Weird, pretentious, or bizarre names...

In a restaurant I was waited on by a young woman whose name tag said, La Sonya. Okay, but then I realized, “Your mother named you Lasagna??”

I want to use at least two of these names in my next novel. That’s the advantage of writing fantasy–you can inflict almost any name you want without feeling guilty.

TY. I like Lampblack, myself. It would be a good steampunk name, too. Corset Lampblack, Steampunk burlesque star!

My checker at the grocery is named “Shena”:dubious:
No,I didn’t ask. I have some cooth.

Not gettin’ the connotation. ??

(Is it just that it’s more commonly “Sheena,” making the “long e” pronunciation more obvious?)

That’s a weird name for a utility company, let alone a person.

Yeah, Kai is an old Germanic name.

King, well, I guess it worked for King Faraday.

Ripley is pretty cool, I think.

Isis isn’t that weird, is it? It doesn’t seem that strange to me.

Now, if she had a brother called Dash, that’d be funny.

That list has the perfectly respectable Justus on it, as well as Honour. I think they went overboard.

I’m amused that Tatiana and Aleksi are “unusual.” Those seem like incredibly ordinary Russian names to me. But in the English-speaking world, I guess they’re a bit more unusual.

Isis, like ISIS aka ISIL aka IS = the terrorist group highly active in the Middle East at the moment. Though I wonder if people who are bothered by that also shun the name “mark” because it’s a word that refers to a discoloration, stain or area of damage.

…so are Lucifer, Christ, and Messiah IMO (though i don’t like ‘Messiah’ personally).

Just heard a new one today.

Empire. A little girl named Empire.

Screw Princess, Queenie, etc. We’ll just go for the whole shebang.

Could it be because of the new hit TV show?

That’s no excuse.

Saw this on the news: a little girl named “A-million”.

Maybe mom misheard someone named “Amelia”?

“My baby’s not one-in-a-million, she’s A-million.” :rolleyes:

(Coincidentally, the story was about CPS coming to take the baby away, the mom has 3 or 4 other kids already taken from her.)

It would have been even worse if the show was around then, though. Imagine if Mike Rowe had fallen in love with her and married her. She would be named Tannery Rowe.

My daughter’s school is full of “unusual” names (including hers) but only because there’s a huge immigrant population and thus there are lots of foreign names. So she’s got friends named Olurinu and Sanjana and Zainab and Eleri and Addien and Serwa and Freya and Amarachi. To be honest, they’re easier to remember than trying to keep all the Olivias straight (she had three in her class one year).

More on topic: my niece (a self-described redneck) has named her daughters Makenzie and Kalysta (Kenzie and Kaly for short) but since they seem to be turning out fine I don’t mind. Not sure what their teachers think though.

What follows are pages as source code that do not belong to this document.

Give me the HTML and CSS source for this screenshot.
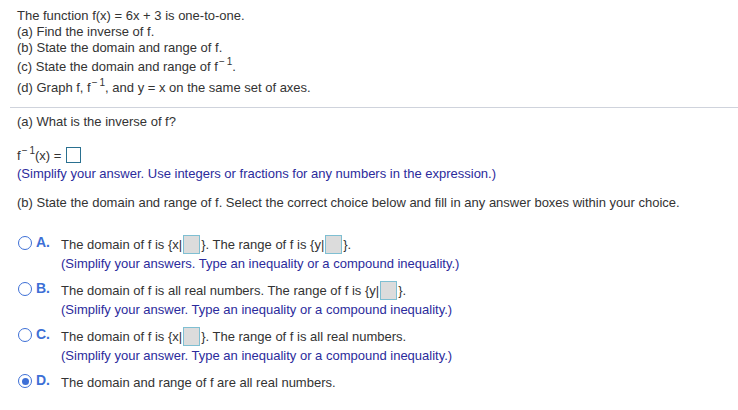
FILE: index.html
```html
<!DOCTYPE html>
<html lang="en">
<head>
    <meta charset="UTF-8">
    <title>Inverse Functions</title>
    <link rel="stylesheet" href="styles.css">
</head>
<body>
    <div class="page">
        <div class="intro">
            <p>The function f(x) = 6x + 3 is one-to-one.</p>
            <p>(a) Find the inverse of f.</p>
            <p>(b) State the domain and range of f.</p>
            <p class="tall">(c) State the domain and range of f<sup>&minus;&thinsp;1</sup>.</p>
            <p class="tall">(d) Graph f, f<sup>&minus;&thinsp;1</sup>, and y = x on the same set of axes.</p>
        </div>

        <hr class="divider">

        <p class="part">(a) What is the inverse of f?</p>
        <p class="answer">f<sup>&minus;&thinsp;1</sup>(x) = <span class="answer-box"></span></p>
        <p class="hint">(Simplify your answer. Use integers or fractions for any numbers in the expression.)</p>

        <p class="part part-b">(b) State the domain and range of f. Select the correct choice below and fill in any answer boxes within your choice.</p>

        <ul class="choices">
            <li class="choice">
                <span class="radio"></span>
                <span class="letter">A.</span>
                <div class="choice-body">
                    <p class="choice-text">The domain of f is {x|<span class="blank"></span>}. The range of f is {y|<span class="blank"></span>}.</p>
                    <p class="hint">(Simplify your answers. Type an inequality or a compound inequality.)</p>
                </div>
            </li>
            <li class="choice">
                <span class="radio"></span>
                <span class="letter">B.</span>
                <div class="choice-body">
                    <p class="choice-text">The domain of f is all real numbers. The range of f is {y|<span class="blank"></span>}.</p>
                    <p class="hint">(Simplify your answer. Type an inequality or a compound inequality.)</p>
                </div>
            </li>
            <li class="choice">
                <span class="radio"></span>
                <span class="letter">C.</span>
                <div class="choice-body">
                    <p class="choice-text">The domain of f is {x|<span class="blank"></span>}. The range of f is all real numbers.</p>
                    <p class="hint">(Simplify your answer. Type an inequality or a compound inequality.)</p>
                </div>
            </li>
            <li class="choice">
                <span class="radio checked"></span>
                <span class="letter">D.</span>
                <div class="choice-body">
                    <p class="choice-text">The domain and range of f are all real numbers.</p>
                </div>
            </li>
        </ul>
    </div>
</body>
</html>
```

FILE: styles.css
```css
* {
    margin: 0;
    padding: 0;
    box-sizing: border-box;
}

body {
    background: #fff;
    color: #333;
    font-family: 'Liberation Sans', Arial, sans-serif;
    font-size: 13px;
}

.page {
    padding: 8px 0 0 17px;
}

p {
    line-height: 16px;
}

sup {
    font-size: 10px;
    line-height: 0;
    vertical-align: 6px;
    margin-left: 1px;
}

.intro .tall {
    line-height: 20px;
    padding-top: 1px;
}

.divider {
    border: none;
    border-top: 1px solid #cfd3dc;
    margin: 9px 0 0 -7px;
}

.part {
    margin-top: 6px;
}

.answer {
    margin-top: 16px;
    line-height: 20px;
}

.answer-box {
    display: inline-block;
    width: 15px;
    height: 16px;
    vertical-align: -3px;
    border: 1px solid #2a7090;
    margin-left: 1px;
}

.hint {
    color: #2b2b9c;
}

.part-b {
    margin-top: 13px;
}

.choices {
    list-style: none;
    margin-top: 24px;
    display: flex;
    flex-direction: column;
    gap: 9px;
}

.choice {
    display: flex;
    align-items: flex-start;
}

.radio {
    width: 14px;
    height: 14px;
    border: 1.5px solid #3d6fd6;
    border-radius: 50%;
    margin: 1px 0 0 1px;
    flex-shrink: 0;
    display: flex;
    align-items: center;
    justify-content: center;
}

.radio.checked::after {
    content: "";
    width: 7px;
    height: 7px;
    border-radius: 50%;
    background: #3d6fd6;
}

.letter {
    width: 25px;
    margin-left: 4px;
    color: #3d6fd6;
    font-weight: bold;
    font-size: 14px;
    line-height: 15px;
}

.choice-text {
    line-height: 20px;
}

.choice-body .hint {
    line-height: 17px;
}

.blank {
    display: inline-block;
    width: 17px;
    height: 19px;
    vertical-align: -5px;
    margin: 0 1px;
    background: #dcdcdc;
    border: 1px solid #7fbfd2;
}
```
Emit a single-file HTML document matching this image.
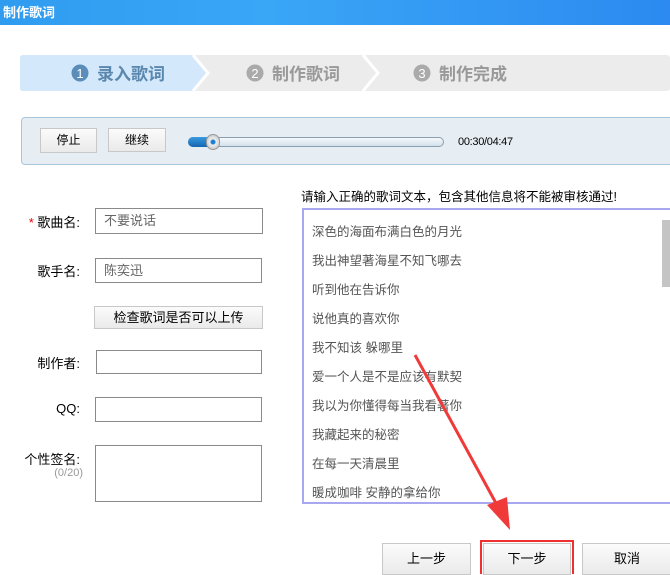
<!DOCTYPE html><html><head><meta charset="utf-8"><style>
*{margin:0;padding:0;box-sizing:border-box}
body{width:670px;height:572px;overflow:hidden;background:#fff;position:relative;font-family:"Liberation Sans","Noto Sans CJK SC",sans-serif;font-size:12px;color:#000}
.a{position:absolute}
.title{left:0;top:0;width:670px;height:25px;background:linear-gradient(90deg,#2f9cf0,#3aa6f6 40%,#2c8af0);color:#fff;font-weight:bold;font-size:13px;line-height:25px;padding-left:3px}
.btn{position:absolute;background:linear-gradient(#fbfbfb,#eaeaea);border:1px solid #c8c8c8;text-align:center;font-size:12px}
.inp{position:absolute;border:1px solid #8a8a8a;background:#fff;color:#666;font-size:13px;padding-left:8px}
.lbl{position:absolute;right:590px;font-size:13px;white-space:nowrap}
.ly{position:absolute;left:312px;font-size:12.5px;color:#555}
</style></head><body>
<div class="a title">制作歌词</div>
<svg class="a" style="left:20px;top:55px" width="650" height="36">
<rect x="0" y="0" width="650" height="36" rx="3" fill="#ececec"/>
<path d="M3 0H173L188 18L173 36H3Q0 36 0 33V3Q0 0 3 0Z" fill="#d3e8fb"/>
<path d="M173 0L188 18L173 36" stroke="#fff" stroke-width="3" fill="none"/>
<path d="M343 0L358 18L343 36" stroke="#fff" stroke-width="3" fill="none"/>
<circle cx="60" cy="18" r="8.5" fill="#5b8db8"/><text x="60" y="23" fill="#fff" font-size="13" text-anchor="middle" font-family="Liberation Sans">1</text>
<text x="77" y="25" fill="#5a87ad" font-size="17" font-weight="bold" font-family="Noto Sans CJK SC">录入歌词</text>
<circle cx="235" cy="18" r="8.5" fill="#aaa"/><text x="235" y="23" fill="#fff" font-size="13" text-anchor="middle" font-family="Liberation Sans">2</text>
<text x="252" y="25" fill="#999" font-size="17" font-weight="bold" font-family="Noto Sans CJK SC">制作歌词</text>
<circle cx="402" cy="18" r="8.5" fill="#aaa"/><text x="402" y="23" fill="#fff" font-size="13" text-anchor="middle" font-family="Liberation Sans">3</text>
<text x="419" y="25" fill="#999" font-size="17" font-weight="bold" font-family="Noto Sans CJK SC">制作完成</text>
</svg>
<div class="a" style="left:21px;top:117px;width:660px;height:48px;background:#e6eef4;border:1px solid #a9c6da;border-radius:4px"></div>
<div class="btn" style="left:40px;top:128px;width:57px;height:25px;line-height:23px">停止</div>
<div class="btn" style="left:108px;top:128px;width:58px;height:24px;line-height:22px">继续</div>
<div class="a" style="left:188px;top:137px;width:256px;height:10px;border:1px solid #8aa0b0;border-radius:5px;background:linear-gradient(#f4f8fb,#d4e0ea)"></div>
<div class="a" style="left:188px;top:137px;width:28px;height:10px;border-radius:5px 0 0 5px;background:linear-gradient(#3a9ae0,#1466b0)"></div>
<div class="a" style="left:206px;top:134px;width:14px;height:16px;border-radius:7px;background:radial-gradient(circle,#1a7fd8 2px,#eee 3px,#bbb);border:1px solid #999"></div>
<div class="a" style="left:458px;top:136px;font-size:11px;letter-spacing:-0.3px">00:30/04:47</div>
<div class="lbl" style="top:212px"><span style="color:#e00">* </span>歌曲名:</div>
<div class="inp" style="left:95px;top:208px;width:168px;height:26px;line-height:24px">不要说话</div>
<div class="lbl" style="top:261px">歌手名:</div>
<div class="inp" style="left:95px;top:258px;width:167px;height:25px;line-height:23px">陈奕迅</div>
<div class="btn" style="left:94px;top:306px;width:169px;height:23px;line-height:21px;font-size:13px">检查歌词是否可以上传</div>
<div class="lbl" style="top:353px">制作者:</div>
<div class="inp" style="left:96px;top:350px;width:166px;height:24px"></div>
<div class="lbl" style="top:401px">QQ:</div>
<div class="inp" style="left:95px;top:397px;width:167px;height:25px"></div>
<div class="lbl" style="top:449px">个性签名:</div>
<div class="a" style="right:587px;top:467px;color:#999;font-size:11px">(0/20)</div>
<div class="inp" style="left:95px;top:445px;width:167px;height:57px"></div>
<div class="a" style="left:301px;top:186px;font-size:12.5px">请输入正确的歌词文本，包含其他信息将不能被审核通过!</div>
<div class="a" style="left:302px;top:208px;width:370px;height:296px;border:2px solid #a8a8f0"></div>
<div class="a" style="left:662px;top:220px;width:8px;height:67px;background:#c4c4c4"></div>
<div class="ly" style="top:221px">深色的海面布满白色的月光</div>
<div class="ly" style="top:250px">我出神望著海星不知飞哪去</div>
<div class="ly" style="top:279px">听到他在告诉你</div>
<div class="ly" style="top:308px">说他真的喜欢你</div>
<div class="ly" style="top:337px">我不知该 躲哪里</div>
<div class="ly" style="top:366px">爱一个人是不是应该有默契</div>
<div class="ly" style="top:395px">我以为你懂得每当我看著你</div>
<div class="ly" style="top:424px">我藏起来的秘密</div>
<div class="ly" style="top:453px">在每一天清晨里</div>
<div class="ly" style="top:482px">暖成咖啡 安静的拿给你</div>
<div class="btn" style="left:382px;top:543px;width:89px;height:32px;line-height:30px;font-size:13px">上一步</div>
<div class="btn" style="left:483px;top:543px;width:88px;height:32px;line-height:30px;font-size:13px">下一步</div>
<div class="a" style="left:480px;top:540px;width:94px;height:34px;border:2px solid #f03030;border-bottom:none"></div>
<div class="btn" style="left:582px;top:543px;width:90px;height:32px;line-height:30px;font-size:13px">取消</div>
<svg class="a" style="left:0;top:0" width="670" height="572">
<line x1="415" y1="355" x2="497" y2="505" stroke="#f03a3a" stroke-width="3"/>
<path d="M487 505L510 530L507 497Z" fill="#f03a3a"/>
</svg>
</body></html>
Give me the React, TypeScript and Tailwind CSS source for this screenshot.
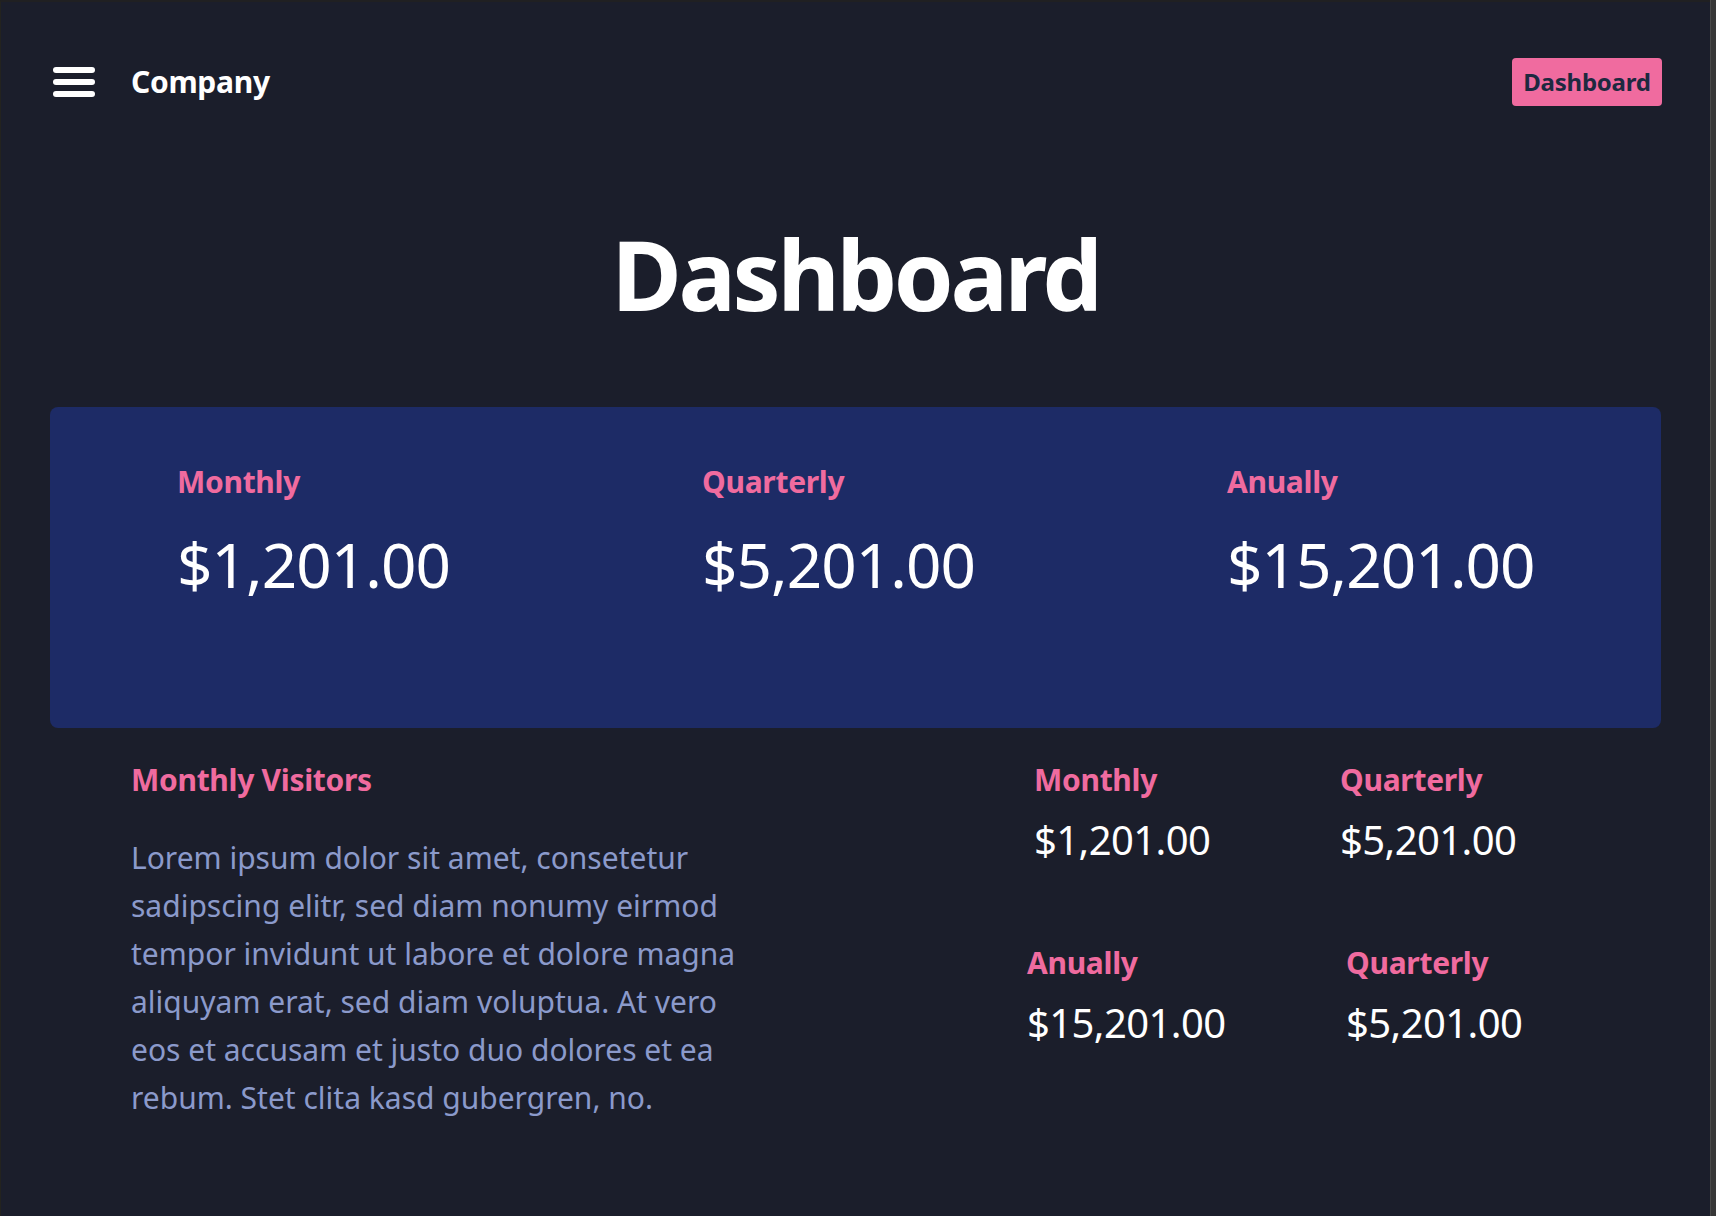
import React from "react";

const Stat = ({ label, value, className = "" }: { label: string; value: string; className?: string }) => (
  <div className={className}>
    <div className="text-[30px] leading-[40px] font-bold text-[#f06b9f] tracking-[-0.01em]">{label}</div>
    <div className="mt-[20px] text-[40px] leading-[40px] text-white tracking-[-0.015em]">{value}</div>
  </div>
);

const BigStat = ({ label, value }: { label: string; value: string }) => (
  <div>
    <div className="text-[30px] leading-[40px] font-bold text-[#f06b9f] tracking-[-0.01em]">{label}</div>
    <div className="mt-[31px] text-[62px] leading-[62px] text-white tracking-[-0.015em]">{value}</div>
  </div>
);

export default function App() {
  const lines = [
    "Lorem ipsum dolor sit amet, consetetur",
    "sadipscing elitr, sed diam nonumy eirmod",
    "tempor invidunt ut labore et dolore magna",
    "aliquyam erat, sed diam voluptua. At vero",
    "eos et accusam et justo duo dolores et ea",
    "rebum. Stet clita kasd gubergren, no.",
  ];
  return (
    <div className="w-[1716px] h-[1216px] flex font-['Noto_Sans',sans-serif] overflow-hidden">
      <main className="flex-1 bg-[#1b1e2b] border-t-2 border-l border-t-[#202022] border-l-[#23231f] flex flex-col">
        <header className="flex items-center justify-between pl-[52px] pr-[48px] pt-[56px]">
          <div className="flex items-center gap-[36px]">
            <div className="w-[42px] h-[30px] flex flex-col justify-between">
              <span className="block h-[6px] rounded-full bg-white" />
              <span className="block h-[6px] rounded-full bg-white" />
              <span className="block h-[6px] rounded-full bg-white" />
            </div>
            <span className="text-[30px] leading-[40px] font-bold text-white tracking-[-0.01em]">Company</span>
          </div>
          <button className="w-[150px] h-[48px] rounded-[4px] bg-[#f06b9f] text-[#1e2940] text-[24px] font-bold flex items-center justify-center tracking-[-0.01em]">
            Dashboard
          </button>
        </header>

        <h1 className="mt-[120px] text-center text-[96px] leading-[96px] font-bold text-white tracking-[-0.035em]">
          Dashboard
        </h1>

        <section className="mt-[85px] mx-[49px] h-[321px] rounded-[8px] bg-[#1d2b66] pl-[127px] pt-[55px] grid grid-cols-[525px_525px_1fr] items-start">
          <BigStat label="Monthly" value="$1,201.00" />
          <BigStat label="Quarterly" value="$5,201.00" />
          <BigStat label="Anually" value="$15,201.00" />
        </section>

        <section className="mt-[32px] pl-[130px] flex items-start">
          <div className="w-[903px]">
            <h2 className="text-[30px] leading-[40px] font-bold text-[#f06b9f] tracking-[-0.01em]">Monthly Visitors</h2>
            <p className="mt-[34px] text-[30px] leading-[48px] text-[#8b9acb]">
              {lines.map((l) => (
                <span key={l} className="block whitespace-nowrap">{l}</span>
              ))}
            </p>
          </div>
          <div className="grid grid-cols-[306px_auto] gap-y-[83px]">
            <Stat label="Monthly" value="$1,201.00" />
            <Stat label="Quarterly" value="$5,201.00" />
            <Stat label="Anually" value="$15,201.00" className="-ml-[7px]" />
            <Stat label="Quarterly" value="$5,201.00" className="ml-[6px]" />
          </div>
        </section>
      </main>
      <div className="w-[6px] bg-[#373737] border-l border-l-[#4a4a4a]" />
    </div>
  );
}
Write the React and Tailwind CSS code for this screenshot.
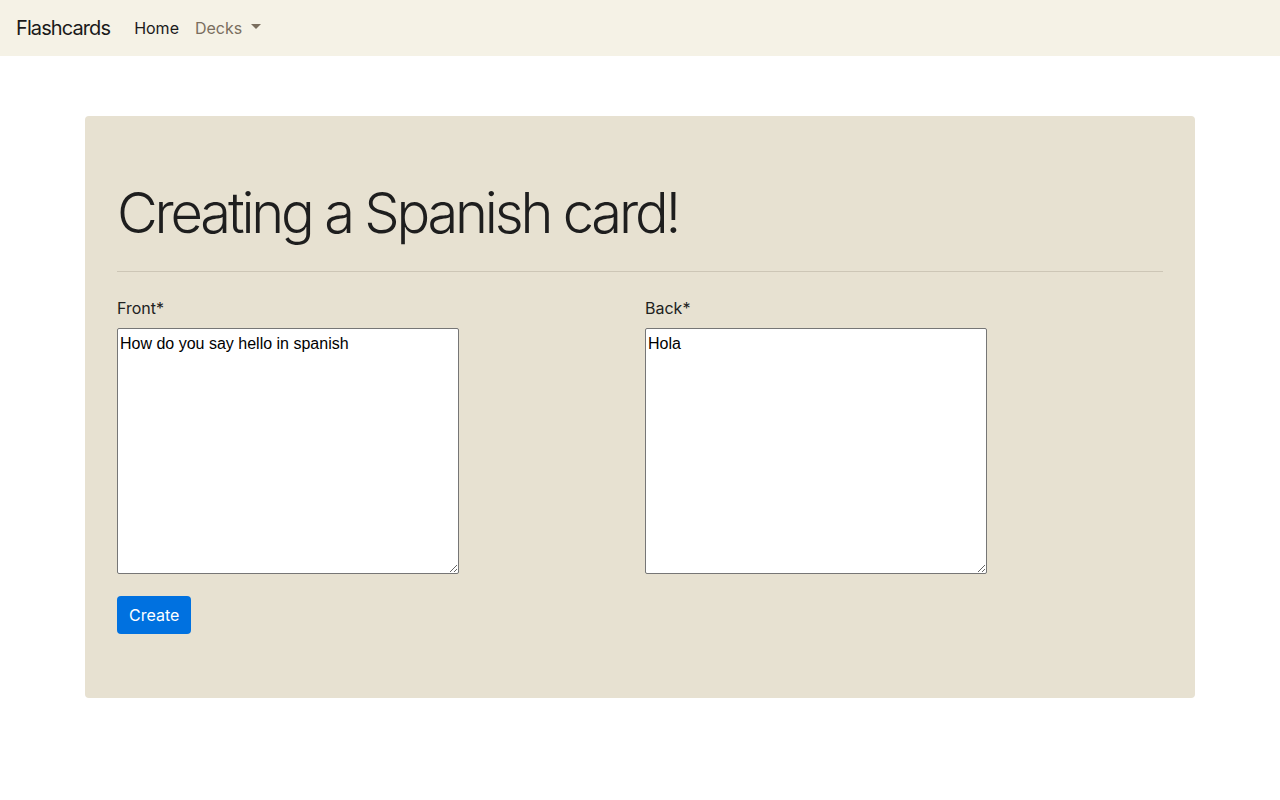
import React, { useState } from 'react';

function Navbar() {
  return (
    <nav className="h-14 bg-[#f5f2e6] flex items-center px-4">
      <a className="text-[20px] text-[#1a1a1a] mr-4 leading-[30px] tracking-[-0.9px]">Flashcards</a>
      <a className="text-base text-[#1a1a1a] px-2 leading-6">Home</a>
      <a className="text-base text-[#7a6e5e] px-2 leading-6 flex items-center">
        Decks
        <span className="ml-[9px] inline-block w-0 h-0 border-l-[5px] border-r-[5px] border-t-[5px] border-l-transparent border-r-transparent border-t-[#7a6e5e] -translate-y-[2px]" />
      </a>
    </nav>
  );
}

function Field({ label, value, onChange }) {
  return (
    <div className="w-[342px]">
      <label className="block text-base leading-6 mb-2 text-[#212121]">{label}</label>
      <textarea
        value={value}
        onChange={(e) => onChange(e.target.value)}
        className="block w-[342px] h-[246px] bg-white border border-[#767676] rounded-[2px] px-[2px] pt-[5px] pb-[2px] text-[16px] leading-[19px] text-black font-['Liberation_Sans',Arial,sans-serif] outline-none"
      />
    </div>
  );
}

export default function App() {
  const [front, setFront] = useState('How do you say hello in spanish');
  const [back, setBack] = useState('Hola');

  return (
    <div className="min-h-[800px] bg-white font-['Inter',sans-serif] text-[#212121]">
      <Navbar />
      <main className="w-[1110px] mx-auto pt-[60px]">
        <div className="bg-[#e7e1d1] rounded-[4px] px-8 py-16">
          <h1 className="text-[56px] font-light leading-[67px] tracking-[-3.2px] text-[#1e1e1e]">
            Creating a Spanish card!
          </h1>
          <hr className="my-6 border-0 border-t border-[#cdc6b6]" />
          <div className="flex gap-[186px]">
            <Field label="Front*" value={front} onChange={setFront} />
            <Field label="Back*" value={back} onChange={setBack} />
          </div>
          <button className="mt-[22px] h-[38px] px-3 rounded-[4px] bg-[#0071e0] text-white text-base leading-6">
            Create
          </button>
        </div>
      </main>
    </div>
  );
}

The correct response to an unusual name is to take delight in diversity and wonder, happily, about the story behind the name.

Laughing at a person’s name is childish.

Laughing at a child’s name is worse.

Hey everybody how’s it going?

ETA:

But Frylock, giving kids unusual name will saddle them for problems for life!

My reply to this is that you are correctly pointing out that most people are assholes. But the important question is, are you one of them?

I will admit to an involuntary chuckle upon meeting a man named “Wonderboy”. I suspect he got that a lot.